Arithmetic genus of curves

Note (dec 2022) : This is also stated as an exercise in Hartshorne (HH) (Ex.III.4.7) in the chapter on cohomology. You must write down the Cech complex and calculate the dimensions explicitly. There is no condition on the base field or if the polynomial is irreducible. I do not think there is a "quick and easy method" as someone claims. The Hartshorne exercise reduces the case to covering the curve $C$ with two affine open subsets.

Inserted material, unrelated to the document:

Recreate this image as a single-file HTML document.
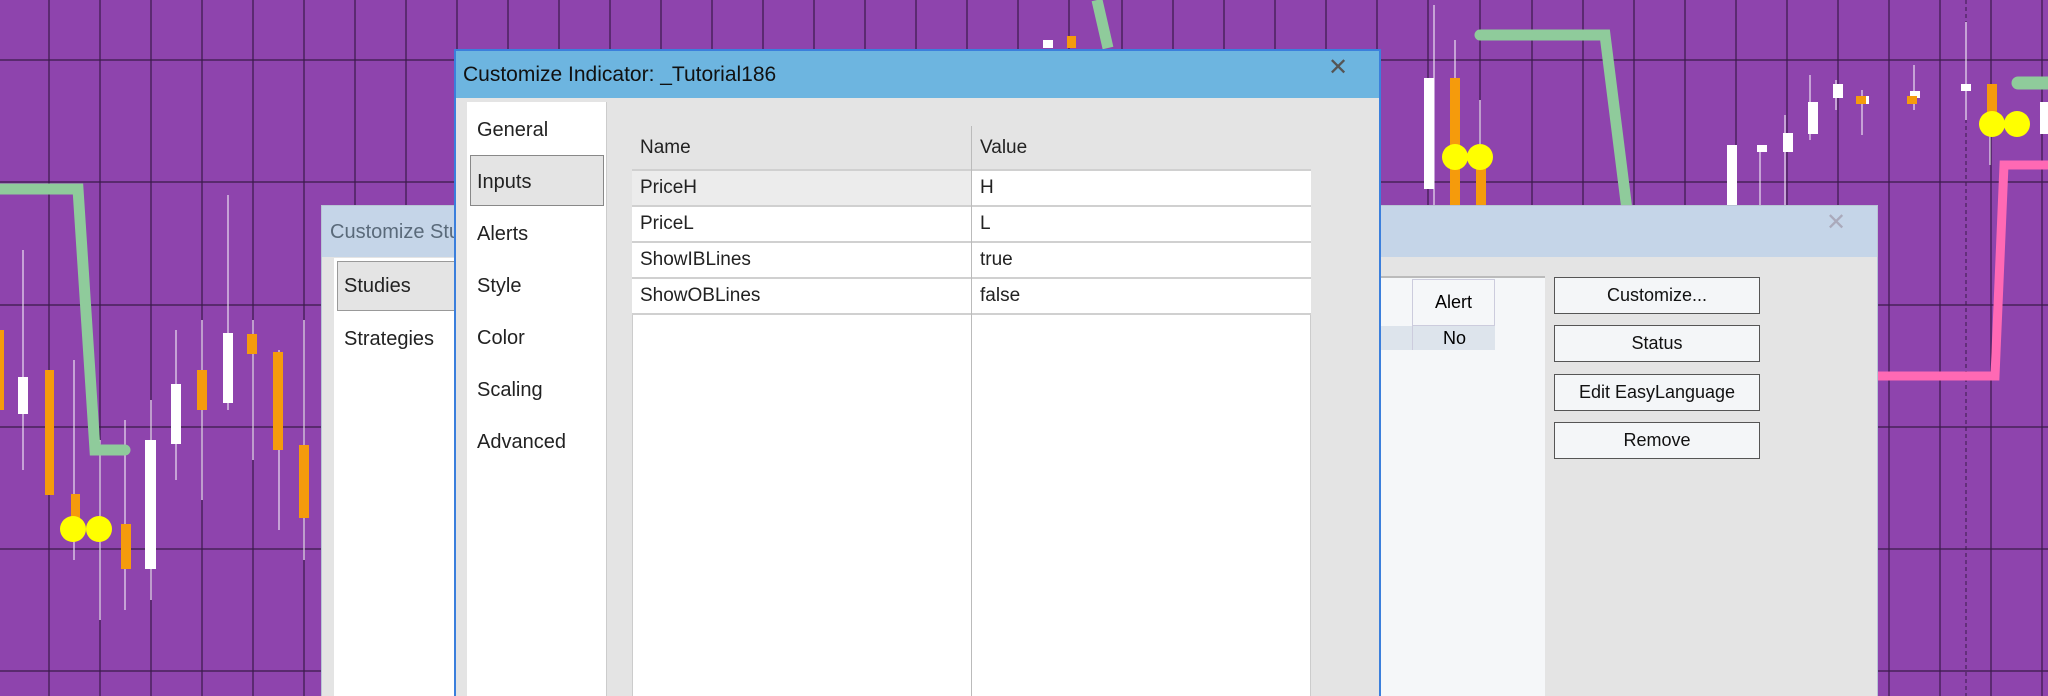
<!DOCTYPE html>
<html style="overflow:hidden;height:696px"><head><meta charset="utf-8"><style>
html,body{margin:0;padding:0}
#w{width:2048px;height:696px;overflow:hidden;background:#8e44ad;font-family:"Liberation Sans",sans-serif;position:relative}
.abs{position:absolute}
.t{font-size:20px;color:#222;position:absolute}
.btn{position:absolute;left:1554px;width:206px;height:37px;border:1px solid #555;background:#f4f6f8;box-sizing:border-box;text-align:center;line-height:35px;font-size:18px;color:#111}
.row{position:absolute;left:632px;width:679px;height:36px;border-bottom:2px solid #d0d0d0;box-sizing:border-box;font-size:19px;line-height:34px;color:#222}
.row span{position:absolute}
</style></head><body><div id="w">
<svg class="abs" style="left:0;top:0" width="2048" height="696">
<g stroke="#3a1a4a" stroke-width="1.2">
<line x1="49" y1="0" x2="49" y2="696"/><line x1="100" y1="0" x2="100" y2="696"/><line x1="151" y1="0" x2="151" y2="696"/><line x1="202" y1="0" x2="202" y2="696"/><line x1="253" y1="0" x2="253" y2="696"/><line x1="304" y1="0" x2="304" y2="696"/><line x1="355" y1="0" x2="355" y2="696"/><line x1="406" y1="0" x2="406" y2="696"/><line x1="457" y1="0" x2="457" y2="696"/><line x1="508" y1="0" x2="508" y2="696"/><line x1="559" y1="0" x2="559" y2="696"/><line x1="610" y1="0" x2="610" y2="696"/><line x1="661" y1="0" x2="661" y2="696"/><line x1="712" y1="0" x2="712" y2="696"/><line x1="763" y1="0" x2="763" y2="696"/><line x1="814" y1="0" x2="814" y2="696"/><line x1="865" y1="0" x2="865" y2="696"/><line x1="916" y1="0" x2="916" y2="696"/><line x1="967" y1="0" x2="967" y2="696"/><line x1="1018" y1="0" x2="1018" y2="696"/><line x1="1069" y1="0" x2="1069" y2="696"/><line x1="1122" y1="0" x2="1122" y2="696"/><line x1="1173" y1="0" x2="1173" y2="696"/><line x1="1224" y1="0" x2="1224" y2="696"/><line x1="1275" y1="0" x2="1275" y2="696"/><line x1="1326" y1="0" x2="1326" y2="696"/><line x1="1377" y1="0" x2="1377" y2="696"/><line x1="1428" y1="0" x2="1428" y2="696"/><line x1="1480" y1="0" x2="1480" y2="696"/><line x1="1532" y1="0" x2="1532" y2="696"/><line x1="1583" y1="0" x2="1583" y2="696"/><line x1="1634" y1="0" x2="1634" y2="696"/><line x1="1685" y1="0" x2="1685" y2="696"/><line x1="1736" y1="0" x2="1736" y2="696"/><line x1="1787" y1="0" x2="1787" y2="696"/><line x1="1838" y1="0" x2="1838" y2="696"/><line x1="1889" y1="0" x2="1889" y2="696"/><line x1="1940" y1="0" x2="1940" y2="696"/><line x1="1991" y1="0" x2="1991" y2="696"/><line x1="2042" y1="0" x2="2042" y2="696"/>
<line x1="0" y1="60" x2="2048" y2="60"/><line x1="0" y1="182" x2="2048" y2="182"/><line x1="0" y1="305" x2="2048" y2="305"/><line x1="0" y1="427" x2="2048" y2="427"/><line x1="0" y1="549" x2="2048" y2="549"/><line x1="0" y1="671" x2="2048" y2="671"/>
</g>
<line x1="1966" y1="0" x2="1966" y2="696" stroke="#3a1a4a" stroke-dasharray="4,3"/>
<g stroke="#fff" stroke-width="1">
<line x1="23" y1="250" x2="23" y2="470"/><line x1="74" y1="360" x2="74" y2="560"/><line x1="100" y1="440" x2="100" y2="620"/><line x1="125" y1="420" x2="125" y2="610"/><line x1="151" y1="400" x2="151" y2="600"/><line x1="176" y1="330" x2="176" y2="480"/><line x1="202" y1="320" x2="202" y2="500"/><line x1="228" y1="195" x2="228" y2="410"/><line x1="253" y1="320" x2="253" y2="460"/><line x1="279" y1="350" x2="279" y2="530"/><line x1="304" y1="320" x2="304" y2="560"/>
<line x1="1434" y1="5" x2="1434" y2="220"/><line x1="1455" y1="40" x2="1455" y2="220"/><line x1="1480" y1="100" x2="1480" y2="220"/><line x1="1760" y1="150" x2="1760" y2="210"/><line x1="1785" y1="115" x2="1785" y2="220"/><line x1="1810" y1="75" x2="1810" y2="140"/><line x1="1836" y1="80" x2="1836" y2="110"/><line x1="1862" y1="90" x2="1862" y2="135"/><line x1="1914" y1="65" x2="1914" y2="110"/><line x1="1966" y1="22" x2="1966" y2="120"/><line x1="1990" y1="100" x2="1990" y2="165"/>
</g>
<g fill="#fff">
<rect x="18" y="377" width="10" height="37"/><rect x="145" y="440" width="11" height="129"/><rect x="171" y="384" width="10" height="60"/><rect x="223" y="333" width="10" height="70"/><rect x="1424" y="78" width="10" height="111"/><rect x="1727" y="145" width="10" height="60"/><rect x="1757" y="145" width="10" height="7"/><rect x="1783" y="133" width="10" height="19"/><rect x="1808" y="102" width="10" height="32"/><rect x="1833" y="84" width="10" height="14"/><rect x="1859" y="96" width="10" height="8"/><rect x="1910" y="91" width="10" height="7"/><rect x="1961" y="84" width="10" height="7"/><rect x="2040" y="102" width="10" height="32"/><rect x="1043" y="40" width="10" height="8"/>
</g>
<g fill="#f59b0c">
<rect x="0" y="330" width="4" height="80"/><rect x="45" y="370" width="9" height="125"/><rect x="71" y="494" width="9" height="35"/><rect x="121" y="524" width="10" height="45"/><rect x="197" y="370" width="10" height="40"/><rect x="247" y="334" width="10" height="20"/><rect x="273" y="352" width="10" height="98"/><rect x="299" y="445" width="10" height="73"/><rect x="1450" y="78" width="10" height="130"/><rect x="1476" y="160" width="10" height="45"/><rect x="1856" y="96" width="10" height="8"/><rect x="1907" y="96" width="10" height="8"/><rect x="1987" y="84" width="10" height="40"/><rect x="1067" y="36" width="9" height="12"/>
</g>
<polyline points="0,189 78,189 95,450 125,450" fill="none" stroke="#8fcb9b" stroke-width="11" stroke-linecap="round"/>
<polyline points="1097,0 1108,48" fill="none" stroke="#8fcb9b" stroke-width="11"/>
<polyline points="1480,35 1605,35 1627,210" fill="none" stroke="#8fcb9b" stroke-width="11" stroke-linecap="round"/>
<line x1="2018" y1="83" x2="2048" y2="83" stroke="#8fcb9b" stroke-width="13" stroke-linecap="round"/>
<polyline points="1878,376 1995,376 2004,165 2048,165" fill="none" stroke="#ff69b4" stroke-width="9"/>
<g fill="#ffff00">
<ellipse cx="73" cy="529" rx="13" ry="13"/><ellipse cx="99" cy="529" rx="13" ry="13"/><ellipse cx="1455" cy="157" rx="13" ry="13"/><ellipse cx="1480" cy="157" rx="13" ry="13"/><ellipse cx="1992" cy="124" rx="13" ry="13"/><ellipse cx="2017" cy="124" rx="13" ry="13"/>
</g>
</svg>

<!-- back dialog -->
<div class="abs" style="left:321px;top:205px;width:1557px;height:491px;background:#e4e4e4;border:1px solid #b8c4d4;border-bottom:none;box-sizing:border-box"></div>
<div class="abs" style="left:322px;top:206px;width:1555px;height:51px;background:#c5d5e8"></div>
<div class="t" style="left:330px;top:221px;color:#5a6a7a">Customize Studies</div>
<div class="abs" style="left:1826px;top:208px;font-size:24px;color:#aab">✕</div>
<div class="abs" style="left:334px;top:258px;width:130px;height:438px;background:#fff"></div>
<div class="abs" style="left:337px;top:261px;width:130px;height:50px;background:#e4e4e4;border:1px solid #999;box-sizing:border-box"></div>
<div class="t" style="left:344px;top:275px">Studies</div>
<div class="t" style="left:344px;top:328px">Strategies</div>
<div class="abs" style="left:1381px;top:276px;width:164px;height:420px;background:#f5f7f9;border-top:2px solid #bbb;box-sizing:border-box"></div>
<div class="abs" style="left:1412px;top:279px;width:83px;height:47px;border:1px solid #ccd;background:#f5f7f9;box-sizing:border-box;text-align:center;line-height:45px;font-size:18px">Alert</div>
<div class="abs" style="left:1381px;top:326px;width:114px;height:24px;background:#dde4ec"></div>
<div class="abs" style="left:1412px;top:326px;width:83px;height:24px;border-left:1px solid #ccd;text-align:center;line-height:24px;font-size:18px">No</div>
<div class="btn" style="top:277px">Customize...</div>
<div class="btn" style="top:325px">Status</div>
<div class="btn" style="top:374px">Edit EasyLanguage</div>
<div class="btn" style="top:422px">Remove</div>

<!-- front dialog -->
<div class="abs" style="left:454px;top:49px;width:927px;height:647px;background:#e4e4e4;border:2px solid #3b7fdc;border-bottom:none;box-sizing:border-box"></div>
<div class="abs" style="left:456px;top:51px;width:923px;height:47px;background:#6db5e0"></div>
<div class="t" style="left:463px;top:63px;font-size:21px;color:#111">Customize Indicator: _Tutorial186</div>
<div class="abs" style="left:1328px;top:53px;font-size:24px;color:#555">✕</div>
<div class="abs" style="left:467px;top:102px;width:140px;height:594px;background:#fff;border-right:1px solid #ccc;box-sizing:border-box"></div>
<div class="abs" style="left:470px;top:155px;width:134px;height:51px;background:#e4e4e4;border:1px solid #888;box-sizing:border-box"></div>
<div class="t" style="left:477px;top:119px">General</div>
<div class="t" style="left:477px;top:171px">Inputs</div>
<div class="t" style="left:477px;top:223px">Alerts</div>
<div class="t" style="left:477px;top:275px">Style</div>
<div class="t" style="left:477px;top:327px">Color</div>
<div class="t" style="left:477px;top:379px">Scaling</div>
<div class="t" style="left:477px;top:431px">Advanced</div>
<div class="abs" style="left:632px;top:126px;width:679px;height:570px;background:#fff;border:1px solid #ccc;border-bottom:none;box-sizing:border-box"></div>
<div class="row" style="top:126px;height:45px;background:#e4e4e4;line-height:43px"><span style="left:8px">Name</span><span style="left:348px">Value</span></div>
<div class="row" style="top:171px;background:#ececec"><span style="left:8px">PriceH</span><span style="left:348px;background:#fff;width:331px;height:34px;padding-left:8px;margin-left:-8px">H</span></div>
<div class="row" style="top:207px;background:#fff"><span style="left:8px">PriceL</span><span style="left:348px">L</span></div>
<div class="row" style="top:243px;background:#fff"><span style="left:8px">ShowIBLines</span><span style="left:348px">true</span></div>
<div class="row" style="top:279px;background:#fff"><span style="left:8px">ShowOBLines</span><span style="left:348px">false</span></div>
<div class="abs" style="left:971px;top:126px;width:1px;height:570px;background:#bbb"></div>
</div></body></html>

Here is a calculation using Ex.III.4.1 in HH: By Serre duality and Ex.III.4.1 in HH the following holds: Let $i:C \rightarrow S:=\mathbb{P}^2_k$ be the embedding into the projective plane. Since $i$ is an affine morphism it follows

$$H^i(C, \mathcal{O}_C) \cong H^i(S, i_*\mathcal{O}_C)$$

and

$$H^2(S, \mathcal{O}_S(-d)) \cong H^0(S, \mathcal{O}_S(d-3))^*$$

hence $h^2(S, \mathcal{O}_S(-d))=\frac{(d-1)(d-2)}{2}$ and $h^0(S, \mathcal{O}_S)=1$. Taking the long exact cohomology sequence of the sequence

$$ 0 \rightarrow \mathcal{O}_S(-d) \rightarrow \mathcal{O}_S \rightarrow i_*\mathcal{O}_C \rightarrow 0$$

you get the sequence

$$0 \rightarrow H^0(S, \mathcal{O}(-d)) \rightarrow H^0(S, \mathcal{O}_S) \rightarrow H^0(C, \mathcal{O}_C) \rightarrow $$

$$H^1(S, \mathcal{O}(-d)) \rightarrow H^1(S, \mathcal{O}_S) \rightarrow H^1(C, \mathcal{O}_C) \rightarrow $$

$$H^2(S, \mathcal{O}(-d)) \rightarrow H^2(S, \mathcal{O}_S) \rightarrow H^2(C, \mathcal{O}_C)=0.$$

It follows

$$H^0(C, \mathcal{O}_C) \cong H^0(S, \mathcal{O}_S) \cong k$$

and

$$H^1(C, \mathcal{O}_C) \cong H^2(S, \mathcal{O}(-d)) \cong H^0(S, \mathcal{O}(d-3))^*$$

hence

$$p_a(C)=1-h^0(C,\mathcal{O}_C)+h^1(C, \mathcal{O}_C)=$$

$$ 1-1+h^1(S,i_*\mathcal{O}_C) = h^2(S, \mathcal{O}(-d))-h^2(S, \mathcal{O}_S)=h^2(S, \mathcal{O}(-d))=h^0(S, \mathcal{O}(d-3)).$$

You get the formula

$$p_a(C)=\frac{(d-1)(d-2)}{2}.$$

Hence the result also follows from Ex.III.4.1 and III.5.1 in Hartshorne. In general a curve cannot be embedded into the projective plane, and for such curves the above does not apply.